Australia's McCardel finishes 78-mile marathon swim in Bahamas
Dehydrated and exhausted, Australian swimmer Chloe McCardel successfully completed a 78-mile (126-kilometer) swim Wednesday between two islands in the Bahamas.
McCardel's support team says the 42 hour effort is the longest open-water solo, continuous marathon swim in history, though such claims come with complications. The Marathon Swimmers Federation says it is difficult to compare marathon swims because of varying currents and other factors, including the fact that some previous efforts were not well documented.
McCardel, a 29-year-old athlete from Melbourne, set out from the southern tip of Eleuthera island and reached the capital of Nassau at about 1 a.m. local time. She made the attempt under rules that included not being permitted to intentionally touch her support boat or hold on to anything.

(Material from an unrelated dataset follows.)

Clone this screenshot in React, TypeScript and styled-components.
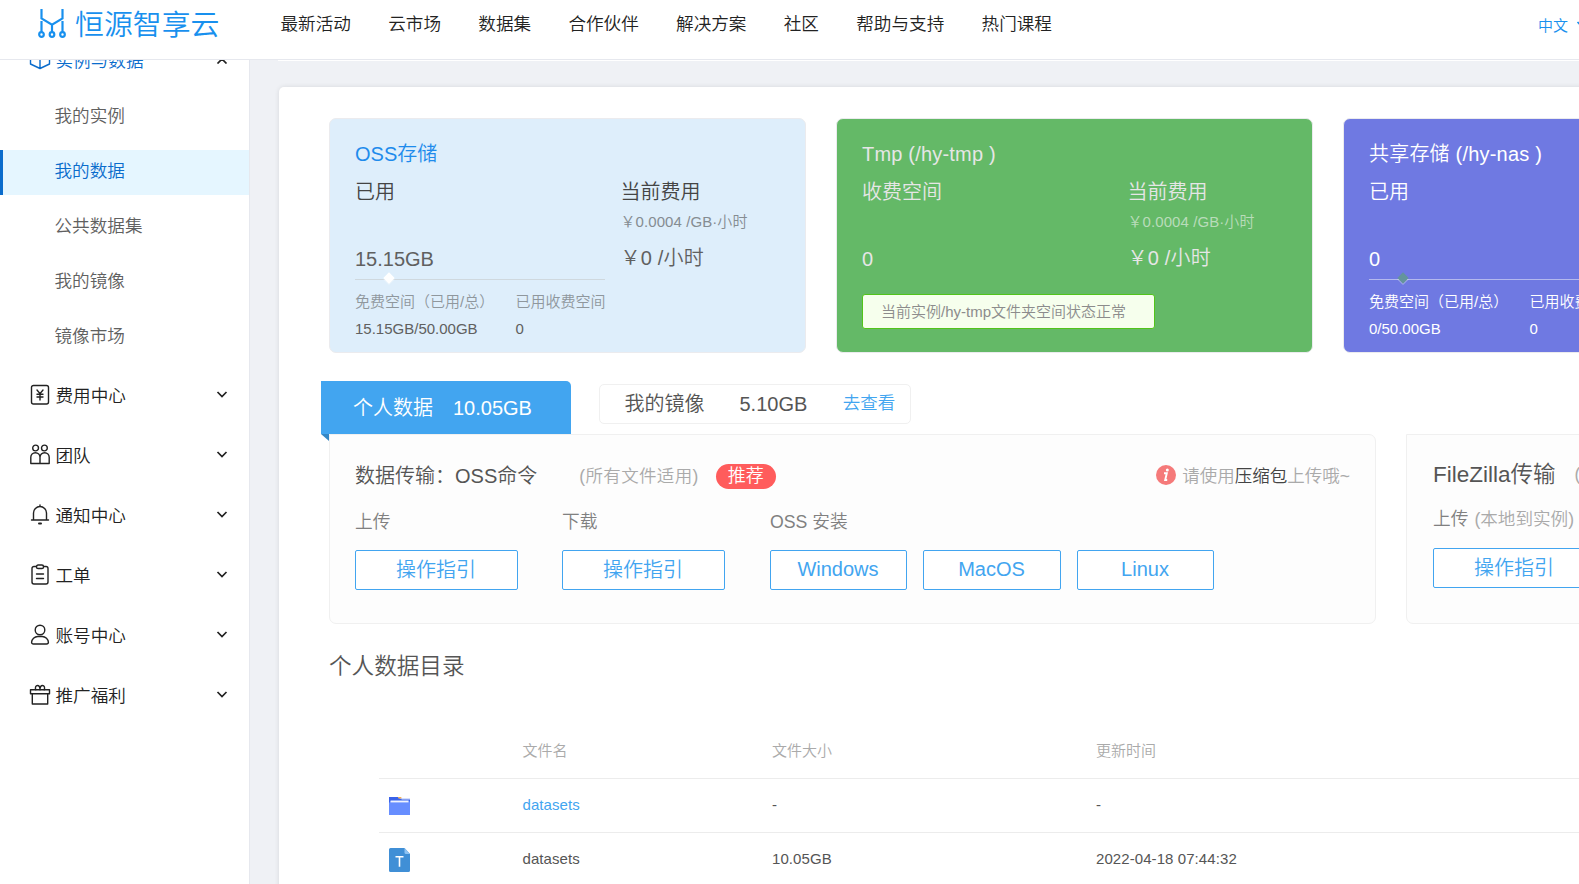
import React from 'react';
import styled, { createGlobalStyle } from 'styled-components';

const GlobalStyle = createGlobalStyle`
  *, *::before, *::after { box-sizing: border-box; }
  html, body { margin: 0; padding: 0; overflow: hidden; }
  body {
    font-family: "Liberation Sans", "Noto Sans CJK SC", sans-serif;
    font-weight: 350;
    color: #555;
    background: #eff1f5;
  }
`;

const Page = styled.div`
  display: flex;
  flex-direction: column;
  width: 1579px;
  height: 884px;
  overflow: hidden;
`;

const Header = styled.header`
  display: flex;
  align-items: flex-start;
  flex: none;
  height: 60px;
  padding-left: 38px;
  background: #fff;
  border-bottom: 1px solid #e6e8ee;
`;

const Logo = styled.div`
  display: flex;
  align-items: flex-start;
  width: 242.5px;
  height: 47px;
  color: #1890ee;
  font-size: 28.9px;
  line-height: 50px;
  white-space: nowrap;
  svg { margin: 8px 9px 0 0; flex: none; }
`;

const Nav = styled.nav`
  display: flex;
  gap: 37.3px;
  font-size: 17.6px;
  line-height: 49px;
  color: #222;
  white-space: nowrap;
`;

const Language = styled.div`
  display: flex;
  align-items: center;
  gap: 8px;
  margin-left: auto;
  margin-right: -9px;
  height: 49px;
  font-size: 15px;
  color: #1890ee;
  white-space: nowrap;
`;

const Body = styled.div`
  display: flex;
  flex: 1;
  min-height: 0;
`;

const Sidebar = styled.aside`
  flex: none;
  width: 250px;
  background: #fff;
  border-right: 1px solid #e6e8ee;
  overflow: hidden;
`;

const SidebarScroll = styled.div`
  margin-top: -30px;
`;

const Group = styled.div<{ $active?: boolean }>`
  display: flex;
  align-items: center;
  height: 60px;
  padding: 0 21px 0 29px;
  font-size: 17.6px;
  color: ${p => (p.$active ? '#0a6ccc' : '#222')};
  > svg:last-child { margin-left: auto; color: #222; }
`;

const GroupLabel = styled.span`
  margin-left: 4.5px;
  line-height: 24px;
  padding-top: 1px;
`;

const SubItems = styled.div`
  display: flex;
  flex-direction: column;
  gap: 10px;
  padding: 5px 0 5px;
`;

const SubItem = styled.div<{ $active?: boolean }>`
  height: 45px;
  line-height: 43px;
  padding-left: ${p => (p.$active ? 51.5 : 54.5)}px;
  font-size: 17.6px;
  color: ${p => (p.$active ? '#0a6ccc' : '#606060')};
  background: ${p => (p.$active ? '#e5f6ff' : 'transparent')};
  border-left: ${p => (p.$active ? '3px solid #0a6ccc' : '0')};
`;

const Content = styled.main`
  flex: 1;
  min-width: 0;
  padding-left: 28px;
  overflow: hidden;
`;

const Strip = styled.div`
  height: 1px;
  background: #fff;
  margin-bottom: 26px;
`;

const Sheet = styled.section`
  width: 1620px;
  height: 900px;
  margin-left: 1px;
  padding: 31px 0 0 50px;
  background: #fff;
  border-radius: 5px;
  box-shadow: 0 0 5px rgba(0, 0, 0, 0.1);
`;

const Cards = styled.div`
  display: flex;
  gap: 30px;
`;

const Card = styled.article<{ $bg: string; $fg: string }>`
  flex: none;
  width: 477px;
  height: 235px;
  padding: 17px 0 0 25px;
  border: 1px solid #ebebee;
  border-radius: 7px;
  background: ${p => p.$bg};
  color: ${p => p.$fg};
  font-size: 20px;
  white-space: nowrap;
`;

const CardTitle = styled.div<{ $color?: string; $spacing?: number }>`
  height: 37px;
  line-height: 37px;
  letter-spacing: ${p => p.$spacing || 0}px;
  color: ${p => p.$color || 'inherit'};
`;

const CardColumns = styled.div`
  display: flex;
`;

const CardLeft = styled.div`
  width: 265.5px;
`;

const CardLabel = styled.div`
  height: 37px;
  line-height: 38px;
`;

const CardValue = styled.div<{ $color?: string }>`
  margin-top: 31px;
  height: 36px;
  line-height: 36px;
  color: ${p => p.$color || 'inherit'};
`;

const Rule = styled.div<{ $color: string }>`
  position: relative;
  width: 250px;
  height: 1px;
  margin-top: 2px;
  background: ${p => p.$color};
`;

const Diamond = styled.i<{ $color: string }>`
  position: absolute;
  left: 30px;
  top: -5px;
  width: 8px;
  height: 8px;
  transform: rotate(45deg);
  background: ${p => p.$color};
  box-shadow: 1px 1px 0 rgba(255, 255, 255, 0.35);
`;

const Quota = styled.div`
  display: grid;
  grid-template-columns: 160.5px auto;
  grid-auto-rows: 27px;
  padding-top: 8px;
  font-size: 15px;
  line-height: 27px;
`;

const QuotaLabel = styled.span<{ $color: string }>`
  color: ${p => p.$color};
`;

const Rate = styled.div<{ $color: string }>`
  height: 24px;
  line-height: 24px;
  font-size: 15px;
  letter-spacing: 0.08px;
  color: ${p => p.$color};
`;

const Price = styled.div<{ $color?: string }>`
  margin-top: 6px;
  height: 36px;
  line-height: 36px;
  letter-spacing: 0.2px;
  color: ${p => p.$color || 'inherit'};
`;

const Status = styled.div`
  width: 293px;
  height: 35px;
  margin-top: 17px;
  padding-left: 18px;
  border: 1px solid #52c41a;
  border-radius: 3px;
  background: #f6ffed;
  color: #8c8c8c;
  font-size: 15px;
  line-height: 34px;
`;

const Tabs = styled.div`
  display: flex;
  align-items: flex-start;
  height: 53px;
  margin: 28px 0 0 -8px;
  white-space: nowrap;
`;

const ActiveTab = styled.div`
  position: relative;
  display: flex;
  gap: 20px;
  width: 250px;
  height: 53px;
  padding-left: 32px;
  border-radius: 0 5px 0 0;
  background: #42a5f0;
  color: #fff;
  font-size: 20px;
  line-height: 54px;
  &::after {
    content: '';
    position: absolute;
    left: 0;
    top: 53px;
    border-top: 7px solid #3487c6;
    border-left: 8px solid transparent;
  }
`;

const ImageTab = styled.div`
  display: flex;
  width: 312px;
  height: 40px;
  margin: 3px 0 0 28px;
  padding-left: 24.5px;
  border: 1px solid #f0f0f0;
  border-radius: 5px;
  font-size: 20px;
  line-height: 39px;
`;

const TabSize = styled.span`
  margin-left: 35px;
`;

const TabLink = styled.a`
  margin-left: 35.5px;
  font-size: 17.5px;
  line-height: 36px;
  color: #42a5f0;
`;

const Panels = styled.div`
  display: flex;
  gap: 30px;
`;

const Panel = styled.section`
  flex: none;
  width: 1047px;
  height: 190px;
  padding: 19px 25px 0;
  border: 1px solid #f0f0f0;
  border-radius: 0 7px 7px 7px;
  background: #fdfdfd;
  white-space: nowrap;
`;

const SidePanel = styled(Panel)`
  width: 560px;
  padding: 17px 25px 0 26px;
`;

const PanelHead = styled.div`
  display: flex;
  align-items: center;
  height: 40px;
  font-size: 20px;
`;

const Applies = styled.span`
  margin-left: 42px;
  font-size: 17.5px;
  letter-spacing: 0.35px;
  color: #aaa;
`;

const Badge = styled.span`
  width: 60px;
  height: 25px;
  margin: 4px 0 0 17px;
  border-radius: 13px;
  background: #ff5c5c;
  color: #fff;
  font-size: 18px;
  line-height: 24px;
  text-align: center;
`;

const Hint = styled.span`
  display: flex;
  align-items: center;
  margin-left: auto;
  font-size: 17.5px;
  color: #aaa;
  svg { margin: 1px 6px 0 0; }
  b { font-weight: inherit; color: #444; }
`;

const Actions = styled.div`
  display: flex;
  margin-top: 10px;
`;

const ActionGroup = styled.div<{ $width?: number }>`
  width: ${p => (p.$width ? p.$width + 'px' : 'auto')};
  font-size: 17.7px;
  color: #808080;
`;

const ActionLabel = styled.div<{ $raised?: boolean }>`
  height: 46px;
  line-height: ${p => (p.$raised ? 35 : 37)}px;
  small { font-size: 17.6px; color: #aaa; margin-left: 6px; }
`;

const ButtonRow = styled.div`
  display: flex;
  gap: 16px;
`;

const Button = styled.button<{ $width?: number; $latin?: boolean }>`
  width: ${p => p.$width || 163}px;
  height: 40px;
  padding: 0 1px ${p => (p.$latin ? 2 : 4)}px 0;
  border: 1px solid #42a5f0;
  border-radius: 2px;
  background: #fff;
  color: #42a5f0;
  font: inherit;
  font-size: 20px;
`;

const FileZillaTitle = styled.span`
  font-size: 22.5px;
`;

const SideApplies = styled(Applies)`
  margin-left: 19px;
`;

const Heading = styled.h2`
  margin: 25px 0 0;
  height: 36px;
  font-size: 22.6px;
  font-weight: inherit;
  line-height: 35px;
`;

const Table = styled.div`
  margin: 40px 0 0 50px;
`;

const Row = styled.div<{ $head?: boolean }>`
  display: grid;
  grid-template-columns: 143.5px 249.5px 324px 1fr;
  align-items: center;
  height: 54px;
  padding-bottom: ${p => (p.$head ? 4 : 3)}px;
  border-bottom: 1px solid #ececec;
  font-size: 15px;
  letter-spacing: ${p => (p.$head ? 0 : 0.08)}px;
  color: ${p => (p.$head ? '#aaa' : '#555')};
`;

const IconCell = styled.span`
  display: flex;
  padding-left: 10px;
  margin-top: 3px;
`;

const FileLink = styled.a`
  color: #42a5f0;
`;

const Svg = ({ children }: { children: React.ReactNode }) => (
  <svg width="22" height="22" viewBox="0 0 22 22" fill="none" stroke="currentColor" strokeWidth="1.4" strokeLinejoin="round" strokeLinecap="round">
    {children}
  </svg>
);

const CubeIcon = () => (
  <Svg><path d="M11 0.500 20.500 5v10L11 19.500 1.500 15V5ZM1.500 5 11 9.500 20.500 5M11 9.500v10" /></Svg>
);
const FeeIcon = () => (
  <Svg><rect x="2.500" y="1.500" width="17" height="18.500" rx="2" /><path d="m8 6 3 3.600L14 6M11 9.600V16M8 10.200h6M8 13h6" /></Svg>
);
const TeamIcon = () => (
  <Svg>
    <circle cx="6.600" cy="4" r="2.900" /><circle cx="15.400" cy="4" r="2.900" />
    <path d="M1.800 19.500v-6.200a4.600 4.600 0 0 1 9.200 0v6.200M11 13.300a4.600 4.600 0 0 1 9.200 0v6.200M1.800 19.500h18.400" />
  </Svg>
);
const BellIcon = () => (
  <Svg><path d="M2.500 16h17M4.500 16V9a6.500 6.500 0 0 1 13 0v7M11 1v1.300" /><path d="M10 19.500h2" strokeWidth="2" /></Svg>
);
const OrderIcon = () => (
  <Svg><path d="M7.500 2.500H5a2 2 0 0 0-2 2V18a2 2 0 0 0 2 2h12a2 2 0 0 0 2-2V4.500a2 2 0 0 0-2-2h-2.500" /><rect x="7.500" y="1" width="7" height="3.500" rx="1.600" /><path d="M7.500 10h7M7.500 14.500h7" /></Svg>
);
const UserIcon = () => (
  <Svg><circle cx="11" cy="6" r="4.800" /><path d="M4.500 20C3.200 20 2.600 19.300 2.600 18.300c0-3 3-5.800 6.200-5.800h4.400c3.200 0 6.200 2.800 6.200 5.800 0 1-.6 1.700-1.900 1.700Z" /></Svg>
);
const GiftIcon = () => (
  <Svg><rect x="1.500" y="5.800" width="19" height="4" /><path d="M3.300 9.800V20h15.400V9.800M6.800 5.800C5.800 3.300 6.800 1.500 8.500 1.500S11 3.300 11 5.800c0-2.500.8-4.300 2.500-4.300s2.700 1.800 1.700 4.300" /></Svg>
);

const Chevron = ({ up }: { up?: boolean }) => (
  <svg width="12" height="8" viewBox="0 0 12 8" fill="none" stroke="currentColor" strokeWidth="1.700">
    <path d={up ? 'm1.500 7.500 4.500-4.500 4.500 4.500' : 'm1.500 1 4.500 4.500 4.500-4.500'} />
  </svg>
);

const LogoMark = () => (
  <svg width="28" height="31" viewBox="0 0 28 31" fill="none" stroke="currentColor" strokeWidth="2.200">
    <path d="M3.500 1v9.500L14 16.800 24.500 10.500V1M3.500 13V24M14 16.500V24M24.500 13V24" />
    <circle cx="3.500" cy="26.500" r="2.300" /><circle cx="14" cy="26.500" r="2.300" /><circle cx="24.500" cy="26.500" r="2.300" />
  </svg>
);

const InfoIcon = () => (
  <svg width="20" height="20" viewBox="0 0 20 20">
    <circle cx="10" cy="10" r="10" fill="#f57a7a" />
    <circle cx="11.300" cy="5" r="1.500" fill="#fff" />
    <path d="M8 8.300h2.800L9.200 15h2" fill="none" stroke="#fff" strokeWidth="1.900" />
  </svg>
);

const FolderIcon = () => (
  <svg width="21" height="18" viewBox="0 0 21 18">
    <path d="M0 0h9l2 1.500h10V18H0Z" fill="#3a62e8" />
    <path d="M9 0h3l1 1.500h-3.500Z" fill="#f5b25c" />
    <path d="M12.500 1h8.500v1.500h-8.500Z" fill="#d5defc" />
    <path d="M0 5.500h1l1-2h18l1 2V18H0Z" fill="#678eff" />
    <path d="M1.500 3.600h18v1.800h-18Z" fill="#f0f4ff" />
  </svg>
);

const TextFileIcon = () => (
  <svg width="21" height="24" viewBox="0 0 21 24">
    <path d="M1.500 0H15.500L21 6v16.500a1.500 1.500 0 0 1-1.500 1.500h-18A1.500 1.500 0 0 1 0 22.500v-21A1.500 1.500 0 0 1 1.500 0Z" fill="#408fd6" />
    <path d="M15.500 0 21 6h-4a1.500 1.500 0 0 1-1.500-1.500Z" fill="#8fc3f2" />
    <path d="M6.500 8.700h8M10.500 8.700v10" stroke="#fff" strokeWidth="1.600" fill="none" />
  </svg>
);

const navItems = ['最新活动', '云市场', '数据集', '合作伙伴', '解决方案', '社区', '帮助与支持', '热门课程'];
const subItems = ['我的实例', '我的数据', '公共数据集', '我的镜像', '镜像市场'];
const groups = [
  { label: '费用中心', Icon: FeeIcon },
  { label: '团队', Icon: TeamIcon },
  { label: '通知中心', Icon: BellIcon },
  { label: '工单', Icon: OrderIcon },
  { label: '账号中心', Icon: UserIcon },
  { label: '推广福利', Icon: GiftIcon },
];

export default function App() {
  return (
    <>
      <GlobalStyle />
      <Page>
        <Header>
          <Logo><LogoMark />恒源智享云</Logo>
          <Nav>{navItems.map(n => <span key={n}>{n}</span>)}</Nav>
          <Language>中文 <Chevron /></Language>
        </Header>
        <Body>
          <Sidebar>
            <SidebarScroll>
              <Group $active><CubeIcon /><GroupLabel>实例与数据</GroupLabel><Chevron up /></Group>
              <SubItems>
                {subItems.map((s, i) => <SubItem key={s} $active={i === 1}>{s}</SubItem>)}
              </SubItems>
              {groups.map(({ label, Icon }) => (
                <Group key={label}><Icon /><GroupLabel>{label}</GroupLabel><Chevron /></Group>
              ))}
            </SidebarScroll>
          </Sidebar>
          <Content>
            <Strip />
            <Sheet>
              <Cards>
                <Card $bg="#deeefb" $fg="#444">
                  <CardTitle $color="#1e8bec">OSS存储</CardTitle>
                  <CardColumns>
                    <CardLeft>
                      <CardLabel>已用</CardLabel>
                      <CardValue $color="#606060">15.15GB</CardValue>
                      <Rule $color="#cfd8de"><Diamond $color="#fff" /></Rule>
                      <Quota>
                        <QuotaLabel $color="#8f979d">免费空间（已用/总）</QuotaLabel>
                        <QuotaLabel $color="#8f979d">已用收费空间</QuotaLabel>
                        <QuotaLabel $color="#606060">15.15GB/50.00GB</QuotaLabel>
                        <QuotaLabel $color="#606060">0</QuotaLabel>
                      </Quota>
                    </CardLeft>
                    <div>
                      <CardLabel>当前费用</CardLabel>
                      <Rate $color="#858c92">￥0.0004 /GB·小时</Rate>
                      <Price $color="#606060">￥0 /小时</Price>
                    </div>
                  </CardColumns>
                </Card>
                <Card $bg="#64b967" $fg="#e6e6e6">
                  <CardTitle $spacing={0.2}>Tmp (/hy-tmp )</CardTitle>
                  <CardColumns>
                    <CardLeft>
                      <CardLabel>收费空间</CardLabel>
                      <CardValue>0</CardValue>
                      <Status>当前实例/hy-tmp文件夹空间状态正常</Status>
                    </CardLeft>
                    <div>
                      <CardLabel>当前费用</CardLabel>
                      <Rate $color="#b9dcba">￥0.0004 /GB·小时</Rate>
                      <Price>￥0 /小时</Price>
                    </div>
                  </CardColumns>
                </Card>
                <Card $bg="#6f79e2" $fg="#fff">
                  <CardTitle $spacing={0.2}>共享存储 (/hy-nas )</CardTitle>
                  <CardColumns>
                    <CardLeft>
                      <CardLabel>已用</CardLabel>
                      <CardValue>0</CardValue>
                      <Rule $color="#b4b9ee"><Diamond $color="#64949c" /></Rule>
                      <Quota>
                        <QuotaLabel $color="#fff">免费空间（已用/总）</QuotaLabel>
                        <QuotaLabel $color="#fff">已用收费空间</QuotaLabel>
                        <QuotaLabel $color="#fff">0/50.00GB</QuotaLabel>
                        <QuotaLabel $color="#fff">0</QuotaLabel>
                      </Quota>
                    </CardLeft>
                  </CardColumns>
                </Card>
              </Cards>

              <Tabs>
                <ActiveTab><span>个人数据</span><span>10.05GB</span></ActiveTab>
                <ImageTab>
                  <span>我的镜像</span>
                  <TabSize>5.10GB</TabSize>
                  <TabLink>去查看</TabLink>
                </ImageTab>
              </Tabs>

              <Panels>
                <Panel>
                  <PanelHead>
                    <span>数据传输：OSS命令</span>
                    <Applies>(所有文件适用)</Applies>
                    <Badge>推荐</Badge>
                    <Hint><InfoIcon />请使用<b>压缩包</b>上传哦~</Hint>
                  </PanelHead>
                  <Actions>
                    <ActionGroup $width={207}>
                      <ActionLabel>上传</ActionLabel>
                      <Button>操作指引</Button>
                    </ActionGroup>
                    <ActionGroup $width={208}>
                      <ActionLabel>下载</ActionLabel>
                      <Button>操作指引</Button>
                    </ActionGroup>
                    <ActionGroup>
                      <ActionLabel>OSS 安装</ActionLabel>
                      <ButtonRow>
                        <Button $latin $width={137}>Windows</Button>
                        <Button $latin $width={138}>MacOS</Button>
                        <Button $latin $width={137}>Linux</Button>
                      </ButtonRow>
                    </ActionGroup>
                  </Actions>
                </Panel>
                <SidePanel>
                  <PanelHead>
                    <FileZillaTitle>FileZilla传输</FileZillaTitle>
                    <SideApplies>(所有文件适用)</SideApplies>
                  </PanelHead>
                  <Actions>
                    <ActionGroup>
                      <ActionLabel $raised>上传<small>(本地到实例)</small></ActionLabel>
                      <Button>操作指引</Button>
                    </ActionGroup>
                  </Actions>
                </SidePanel>
              </Panels>

              <Heading>个人数据目录</Heading>
              <Table>
                <Row $head>
                  <span />
                  <span>文件名</span>
                  <span>文件大小</span>
                  <span>更新时间</span>
                </Row>
                <Row>
                  <IconCell><FolderIcon /></IconCell>
                  <FileLink>datasets</FileLink>
                  <span>-</span>
                  <span>-</span>
                </Row>
                <Row>
                  <IconCell><TextFileIcon /></IconCell>
                  <span>datasets</span>
                  <span>10.05GB</span>
                  <span>2022-04-18 07:44:32</span>
                </Row>
              </Table>
            </Sheet>
          </Content>
        </Body>
      </Page>
    </>
  );
}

Upon reaching Nassau, she was escorted by her husband, Paul McQueeney, and support crew for a medical examination. She plans to remain in the Bahamas until she is rested enough to travel.
"I know she will take some time to recover from this massive achievement which she has spent her entire swimming career preparing for," said McQueeney, who travelled alongside her on the support boat.
The longest nonstop, solo open-water swims have been in rivers and benefited from significant assistance from currents, so they are not comparable to ocean swims, said Evan Morrison, co-founder of the Marathon Swimmers Federation.
The longest previous nonstop solo non-current-assisted swim is believed to be by Zhang Jian, who claims to have swum 76.5 miles (123 kilometers) in Bohai Bay, China, but Morrison said there is some uncertainty because the feat was not well-documented.
A panel from the federation will review the documentation from McCardel's swim and decide whether it should be ratified as a record, he said.
Guinness World Records lists Veljko Rogosic as holder of the record for the longest ocean swim, a 140-mile (225-kilometer) journey through the Adriatic in 2006.
But Morrison said there is little documentation about that swim, and it was likely aided by strong, predictable Adriatic currents, and so is not comparable.